As she is relaying this story, the woman walks out of the classroom to go to the bathroom. The "take it home" comment strikes a nerve with me. Since I moved into this country at the age of 7 I've been hearing that phrase and defending myself against it. So my reaction was a bit visceral. I told the woman that her comments were inappropriate and unnecessary, to which she answered "My comments or hers?" "Yours, we are all free to be here, and freedom of speech is something this country is great for, she has every right to say what she did." "Take it home," she replied, "If you don't like it". At this point, I started getting loud. "We are home, you take it home! Where the hell did you come from? You don't look American Indian to me!" I wish I had said Native, but I didn't. My friends sort of pushed me out the door and she went into the bathroom, but I"m sure we'll all see her again on Monday, at which point, I just don't even think I will say anything to her ignorance.
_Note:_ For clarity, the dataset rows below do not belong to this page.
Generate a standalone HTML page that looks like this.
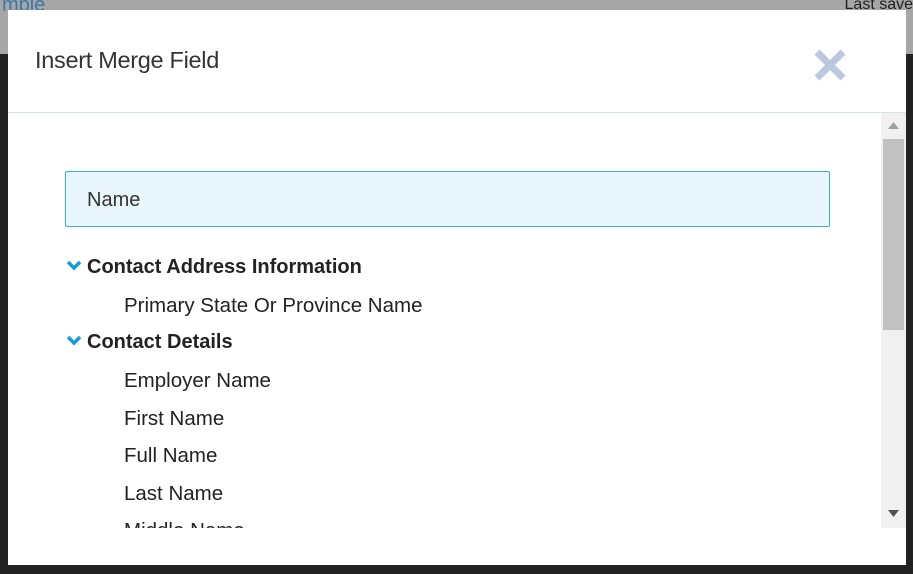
<!DOCTYPE html><html><head><style>
body{margin:0;width:913px;height:574px;overflow:hidden;background:#222;font-family:"Liberation Sans",sans-serif;position:relative}
.top{position:absolute;left:0;top:0;width:913px;height:54px;background:#a6a6a6}
.top .a{position:absolute;left:2px;top:-6px;color:#3a79a8;font-size:20px}
.top .b{position:absolute;right:0;top:-4px;color:#222;font-size:16px}
.modal{position:absolute;left:8px;top:10px;width:898px;height:555px;background:#fff}
.hd{height:102px;border-bottom:1px solid #d6e4ea;position:relative}
.hd h1{margin:0;position:absolute;left:27px;top:37px;font-weight:normal;font-size:23.5px;color:#333;letter-spacing:-0.3px}
.x{position:absolute;left:805px;top:38px}
.body{position:absolute;top:103px;left:0;width:898px;height:415px;overflow:hidden}
.sb{position:absolute;left:873px;top:0;width:25px;height:415px;background:#f0f0f0}
.th{position:absolute;left:2px;top:26px;width:21px;height:191px;background:#c1c1c1}
.box{position:absolute;left:57px;top:58px;width:763px;height:54px;border:1px solid #3bb4c4;background:#eaf6fd;border-radius:2px}
.box span{position:absolute;left:21px;top:17px;font-size:20px;color:#333}
.r{position:absolute;font-size:20.5px;color:#222;white-space:nowrap}
.g{left:79px;font-weight:bold;font-size:20px}
.i{left:116px}
.chev{position:absolute;left:-21px;top:4px}
</style></head><body>
<div class="top"><span class="a">mple</span><span class="b">Last save</span></div>
<div class="modal">
<div class="hd"><h1>Insert Merge Field</h1>
<svg class="x" width="34" height="34" viewBox="0 0 34 34"><path d="M4 4L30 30M30 4L4 30" stroke="#bcc8e0" stroke-width="7"/></svg></div>
<div class="body">
<div class="box"><span>Name</span></div>
<div class="r g" style="top:143px"><svg class="chev" width="16" height="12" viewBox="0 0 16 12"><path d="M2 2L8 8L14 2" stroke="#1a9ad6" stroke-width="3.5" fill="none"/></svg>Contact Address Information</div>
<div class="r i" style="top:181px">Primary State Or Province Name</div>
<div class="r g" style="top:218px"><svg class="chev" width="16" height="12" viewBox="0 0 16 12"><path d="M2 2L8 8L14 2" stroke="#1a9ad6" stroke-width="3.5" fill="none"/></svg>Contact Details</div>
<div class="r i" style="top:256px">Employer Name</div>
<div class="r i" style="top:294px">First Name</div>
<div class="r i" style="top:331px">Full Name</div>
<div class="r i" style="top:369px">Last Name</div>
<div class="r i" style="top:406px">Middle Name</div>
<div class="sb"><div class="th"></div>
<svg style="position:absolute;left:7px;top:9px" width="11" height="7"><path d="M0 7L5.5 0L11 7Z" fill="#a0a0a0"/></svg>
<svg style="position:absolute;left:7px;top:397px" width="11" height="7"><path d="M0 0L5.5 7L11 0Z" fill="#505050"/></svg></div>
</div></div>
</body></html>
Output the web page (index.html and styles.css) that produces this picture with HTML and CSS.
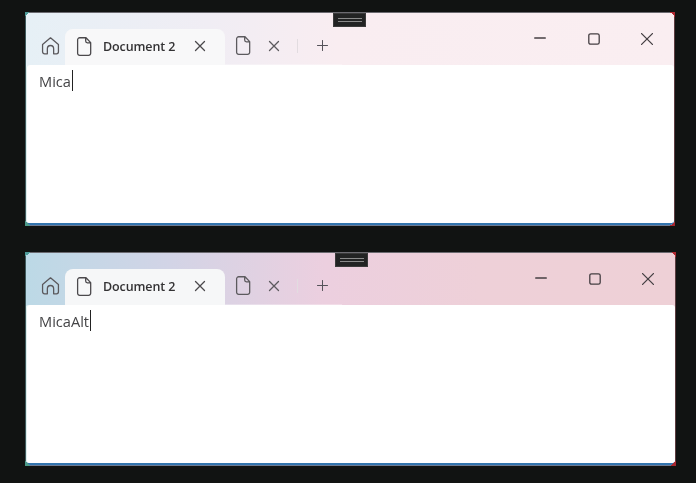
FILE: index.html
```html
<!DOCTYPE html>
<html lang="en">
<head>
<meta charset="utf-8">
<title>Mica and MicaAlt</title>
<link rel="stylesheet" href="styles.css">
</head>
<body>
<main class="stage">
  <section class="window window-mica">
    <div class="handle"><span class="handle-bar"></span></div>
    <div class="corner corner-tl"></div><div class="corner corner-tr"></div><div class="corner corner-bl"></div><div class="corner corner-br"></div>
    <header class="titlebar">
      <div class="home"><svg class="icon" viewBox="0 0 18 18"><path d="M2.2 8.2 9 2.4l6.8 5.8v6.2a1.7 1.7 0 0 1-1.7 1.7h-2.4v-4.4a2.7 2.7 0 0 0-5.4 0v4.4H3.900a1.7 1.7 0 0 1-1.7-1.7z"/></svg></div>
      <div class="tab">
        <svg class="icon doc" viewBox="0 0 18 18"><path d="M4.9 1.5h5.400l4 4.200v9.100a1.800 1.800 0 0 1-1.800 1.800H4.900a1.800 1.800 0 0 1-1.800-1.800V3.300a1.800 1.800 0 0 1 1.800-1.800zM10 1.700v2.600a1.500 1.500 0 0 0 1.500 1.500h2.700"/></svg>
        <span class="tab-title">Document 2</span>
        <svg class="icon x" viewBox="0 0 12 12"><path d="M1.500 1.500l9 9M10.500 1.500l-9 9"/></svg>
      </div>
      <div class="tabstrip">
        <div class="tab-idle">
          <svg class="icon doc" viewBox="0 0 18 18"><path d="M4.9 1.5h5.400l4 4.200v9.100a1.800 1.800 0 0 1-1.800 1.800H4.900a1.800 1.800 0 0 1-1.800-1.800V3.300a1.800 1.800 0 0 1 1.800-1.800zM10 1.700v2.600a1.500 1.500 0 0 0 1.500 1.500h2.700"/></svg>
          <svg class="icon x" viewBox="0 0 12 12"><path d="M1.500 1.500l9 9M10.500 1.500l-9 9"/></svg>
        </div>
        <span class="divider"></span>
        <svg class="icon plus" viewBox="0 0 12 12"><path d="M6 .5v11M.5 6h11"/></svg>
      </div>
      <div class="caption">
        <div class="cap"><svg class="cap-icon cap-min" viewBox="0 0 12 12"><path d="M.8 6h10.400"/></svg></div>
        <div class="cap"><svg class="cap-icon" viewBox="0 0 12 12"><rect x=".8" y=".8" width="10.400" height="10.400" rx="1.800"/></svg></div>
        <div class="cap"><svg class="cap-icon" viewBox="0 0 12 12"><path d="M.6.6l10.800 10.800M11.400.6.6 11.400"/></svg></div>
      </div>
    </header>
    <div class="editor"><span class="text">Mica</span><span class="cursor"></span></div>
  </section>

  <section class="window window-alt">
    <div class="handle"><span class="handle-bar"></span></div>
    <div class="corner corner-tl"></div><div class="corner corner-tr"></div><div class="corner corner-bl"></div><div class="corner corner-br"></div>
    <header class="titlebar">
      <div class="home"><svg class="icon" viewBox="0 0 18 18"><path d="M2.2 8.2 9 2.4l6.8 5.8v6.2a1.7 1.7 0 0 1-1.7 1.7h-2.4v-4.4a2.7 2.7 0 0 0-5.4 0v4.4H3.900a1.7 1.7 0 0 1-1.7-1.7z"/></svg></div>
      <div class="tab">
        <svg class="icon doc" viewBox="0 0 18 18"><path d="M4.9 1.5h5.400l4 4.200v9.100a1.800 1.800 0 0 1-1.800 1.800H4.900a1.800 1.800 0 0 1-1.800-1.800V3.300a1.800 1.800 0 0 1 1.800-1.800zM10 1.700v2.600a1.500 1.500 0 0 0 1.500 1.500h2.700"/></svg>
        <span class="tab-title">Document 2</span>
        <svg class="icon x" viewBox="0 0 12 12"><path d="M1.500 1.500l9 9M10.500 1.500l-9 9"/></svg>
      </div>
      <div class="tabstrip">
        <div class="tab-idle">
          <svg class="icon doc" viewBox="0 0 18 18"><path d="M4.9 1.5h5.400l4 4.200v9.100a1.800 1.800 0 0 1-1.800 1.800H4.900a1.800 1.800 0 0 1-1.800-1.800V3.300a1.800 1.800 0 0 1 1.800-1.800zM10 1.700v2.600a1.500 1.500 0 0 0 1.500 1.500h2.700"/></svg>
          <svg class="icon x" viewBox="0 0 12 12"><path d="M1.500 1.500l9 9M10.500 1.500l-9 9"/></svg>
        </div>
        <span class="divider"></span>
        <svg class="icon plus" viewBox="0 0 12 12"><path d="M6 .5v11M.5 6h11"/></svg>
      </div>
      <div class="caption">
        <div class="cap"><svg class="cap-icon cap-min" viewBox="0 0 12 12"><path d="M.8 6h10.400"/></svg></div>
        <div class="cap"><svg class="cap-icon" viewBox="0 0 12 12"><rect x=".8" y=".8" width="10.400" height="10.400" rx="1.800"/></svg></div>
        <div class="cap"><svg class="cap-icon" viewBox="0 0 12 12"><path d="M.6.6l10.800 10.800M11.400.6.6 11.400"/></svg></div>
      </div>
    </header>
    <div class="editor"><span class="text">MicaAlt</span><span class="cursor"></span></div>
  </section>
</main>
</body>
</html>
```
FILE: styles.css
```css
* { box-sizing: border-box; }
html, body { margin: 0; height: 100%; overflow: hidden; }
body { background: #111312; font-family: "Open Sans", "Noto Sans", sans-serif; color: #3c3a3c; }

.stage { display: flex; flex-direction: column; gap: 26px; padding: 12px 20px 0 25px; filter: blur(.4px); }

.window {
  position: relative;
  height: 214px;
  display: flex;
  flex-direction: column;
  border: 1px solid #6a6468;
  border-left-color: #3f5a5c;
  border-right-color: #5c3c40;
  border-top-color: #6b6a70;
  border-bottom-color: #6d7a92;
}
.window-mica { width: 650px; background: linear-gradient(90deg, #e6f0f6 0%, #f0edf4 28%, #f9edf1 48%, #faeef1 100%); }
.window-alt { width: 651px; background: linear-gradient(90deg, #bcd9e6 0%, #d2d4e6 22%, #eccfdf 46%, #eed0d8 70%, #eed0d6 100%); }

.corner { position: absolute; width: 5px; height: 5px; z-index: 2; }
.corner-tl { left: -1px; top: -1px; background: linear-gradient(135deg, #4d9a98 50%, transparent 50%); }
.corner-tr { right: -1px; top: -1px; background: linear-gradient(225deg, #b02830 50%, transparent 50%); }
.corner-bl { left: -1px; bottom: -1px; background: linear-gradient(45deg, #4d9a88 50%, transparent 50%); }
.corner-br { right: -1px; bottom: -1px; background: linear-gradient(315deg, #a82830 50%, transparent 50%); }

.handle {
  position: absolute;
  left: 307px;
  top: 0;
  width: 33px;
  height: 14px;
  background: #222323;
  border: 1px solid #3a3a3a;
  display: flex;
  align-items: center;
  justify-content: center;
}
.window-alt .handle { left: 309px; }
.handle-bar { display: block; width: 24px; height: 4px; border-top: 1px solid #8a8a8a; border-bottom: 1px solid #8a8a8a; }

.titlebar { height: 52px; display: flex; align-items: flex-end; flex: none; }

.icon { fill: none; stroke: #4b494c; stroke-width: 1.1; stroke-linejoin: round; stroke-linecap: round; display: block; }
.home { width: 39px; height: 36px; display: flex; align-items: center; justify-content: center; padding: 0 0 4px 9px; }
.home .icon { width: 21px; height: 21px; stroke: #5a585c; }

.tab {
  width: 160px;
  height: 36px;
  background: #f8f8f9;
  border-radius: 8px 8px 0 0;
  display: flex;
  align-items: center;
  padding: 0 0 2px 9px;
}
.window-alt .tab { background: #f6f7f8; }
.doc { width: 21px; height: 21px; flex: none; }
.tab-title { margin-left: 8px; font-size: 12.5px; font-weight: 600; color: #333234; width: 74px; white-space: nowrap; letter-spacing: -.1px; }
.x { width: 12px; height: 12px; stroke: #4b494c; stroke-width: 1.3; flex: none; }
.tab .x { margin-left: 17px; }

.tabstrip { width: 117px; height: 36px; display: flex; align-items: center; padding-bottom: 2px; border-bottom: 1px solid rgba(255, 255, 255, .3); }
.tab-idle { width: 72px; display: flex; align-items: center; padding-left: 8px; }
.tab-idle .doc { stroke: #5c5a5e; }
.tab-idle .x { margin-left: 14px; stroke: #5c5a5e; }

.divider { width: 1px; height: 14px; background: #e2dce0; }
.plus { width: 11px; height: 11px; margin-left: 19px; stroke: #55535a; stroke-width: 1.1; }

.caption { margin-left: auto; align-self: flex-start; display: flex; padding-top: 20px; }
.cap { width: 53.5px; height: 12px; display: flex; align-items: center; justify-content: center; }
.cap-icon { width: 12px; height: 12px; fill: none; stroke: #453f43; stroke-width: 1.3; stroke-linecap: round; }
.cap-min { margin-bottom: 2px; stroke-width: 1.7; }

.editor {
  flex: 1;
  background: #fff;
  border-radius: 3px 3px 4px 4px;
  border-bottom: 2px solid #3274ae;
  box-shadow: inset 1px 0 0 #dcecec;
  padding: 5px 0 0 13px;
  display: flex;
  align-items: flex-start;
  font-size: 14.6px;
  line-height: 22px;
  color: #444446;
}
.cursor { width: 1.4px; height: 21px; background: #222; margin-left: 1px; }
```
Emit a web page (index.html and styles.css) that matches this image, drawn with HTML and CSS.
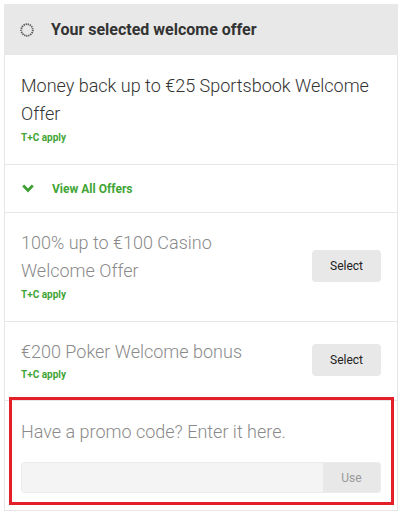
FILE: index.html
```html
<!DOCTYPE html>
<html>
<head>
<meta charset="utf-8">
<link rel="stylesheet" href="styles.css">
</head>
<body>
<div class="panel">
  <div class="header">
    <svg class="spinner" width="14" height="14" viewBox="0 0 14 14"><circle cx="7" cy="7" r="5.8" fill="none" stroke="#555" stroke-width="1.8" stroke-dasharray="1.3 0.8"/></svg>
    <span class="header-title">Your selected welcome offer</span>
  </div>
  <div class="row selected">
    <div class="offer-text">
      <div class="offer-title dark">Money back up to €25 Sportsbook Welcome Offer</div>
      <div class="tc">T+C apply</div>
    </div>
  </div>
  <div class="row view-all">
    <svg class="chevron" width="12" height="9" viewBox="0 0 12 9"><path d="M1.2 1.6 L6 6.4 L10.8 1.6" fill="none" stroke="#3d9f36" stroke-width="2.8"/></svg>
    <span class="view-all-text">View All Offers</span>
  </div>
  <div class="row offer">
    <div class="offer-text">
      <div class="offer-title">100% up to €100 Casino<br>Welcome Offer</div>
      <div class="tc">T+C apply</div>
    </div>
    <button class="select-btn">Select</button>
  </div>
  <div class="row offer short">
    <div class="offer-text">
      <div class="offer-title">€200 Poker Welcome bonus</div>
      <div class="tc">T+C apply</div>
    </div>
    <button class="select-btn">Select</button>
  </div>
  <div class="row promo">
    <div class="offer-title">Have a promo code? Enter it here.</div>
    <div class="promo-field">
      <div class="promo-input"></div>
      <div class="use-btn">Use</div>
    </div>
    <div class="highlight"></div>
  </div>
</div>
</body>
</html>
```

FILE: styles.css
```css
* { box-sizing: border-box; }
body {
  margin: 0;
  background: #fff;
  font-family: Roboto, "Liberation Sans", sans-serif;
}
.panel {
  margin: 4px 5px 0 4px;
  border: 1px solid #e6e6e6;
  border-top: none;
}
.header {
  height: 51px;
  background: #e8e8e8;
  display: flex;
  align-items: center;
  padding-left: 16px;
  margin: 0 -1px;
}
.spinner { flex: none; }
.header-title {
  margin-left: 17px;
  font-weight: 700;
  font-size: 16px;
  color: #333;
}
.row {
  border-top: 1px solid #e6e6e6;
  padding: 16px 16px 19px 16px;
  display: flex;
  align-items: center;
}
.row:nth-child(2) { border-top: none; }
.selected { padding-top: 17px; padding-bottom: 19px; }
.offer-text { flex: 1; }
.offer-title {
  font-size: 18px;
  font-weight: 300;
  line-height: 28px;
  color: #8a8a8a;
}
.offer-title.dark { color: #333; }
.tc {
  margin-top: 3px;
  font-size: 10px;
  font-weight: 700;
  line-height: 14px;
  color: #3fa535;
}
.short { padding-bottom: 18px; }
.short .tc { margin-top: 2px; }
.view-all {
  height: 48px;
  padding: 0 0 0 17px;
}
.chevron { flex: none; }
.view-all-text {
  margin-left: 18px;
  font-size: 12px;
  font-weight: 700;
  color: #3fa535;
}
.select-btn {
  flex: none;
  width: 69px;
  height: 32px;
  border: none;
  border-radius: 4px;
  background: #e8e8e8;
  font-family: Roboto, "Liberation Sans", sans-serif;
  font-size: 12px;
  color: #222;
  padding: 0;
}
.promo {
  position: relative;
  display: block;
  padding: 17px 16px 17px 16px;
}
.promo-field {
  margin-top: 16px;
  display: flex;
  height: 31px;
  border: 1px solid #ececec;
  border-radius: 3px;
  overflow: hidden;
}
.promo-input {
  flex: 1;
  background: #f4f4f4;
}
.use-btn {
  width: 57px;
  background: #e8e8e8;
  color: #999;
  font-size: 12px;
  display: flex;
  align-items: center;
  justify-content: center;
}
.highlight {
  position: absolute;
  left: 4px;
  right: 3px;
  top: -4px;
  bottom: 5px;
  border: 3px solid #e3202a;
  pointer-events: none;
}
```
So, here's what I'm wondering...where is all this anger coming from? Why did this random woman feel the need to involve herself in a conversation that didn't involve her? Why did she feel she had to defend "her" country against a woman who is also American, and wasn't making a statement about America, but rather a statement about an author from the Middle East writing about the middle east and a decision of that author to give the only voice of criticism to a character that was half american...i.e. why does it have to be an American voice that critiques, why can't it be a Saudi Voice. Yeah, that's really anti-America. Definitely worthy of harassing someone by trying to make them feel smaller, as if they don't belong, when they have every right to be standing exactly where you are. Ignorant, but why? Why the rage? Which brings me to my own rage. Why? Why did I feel this absolute need to speak up to a woman who has no power over me, whose opinion means nothing to me, and whose life will never intersect with mine in any real way?

Where is this all coming from? This is the question whose answer will solve the ridiculousness of this world. And for my part, I have no idea where to begin to answer it.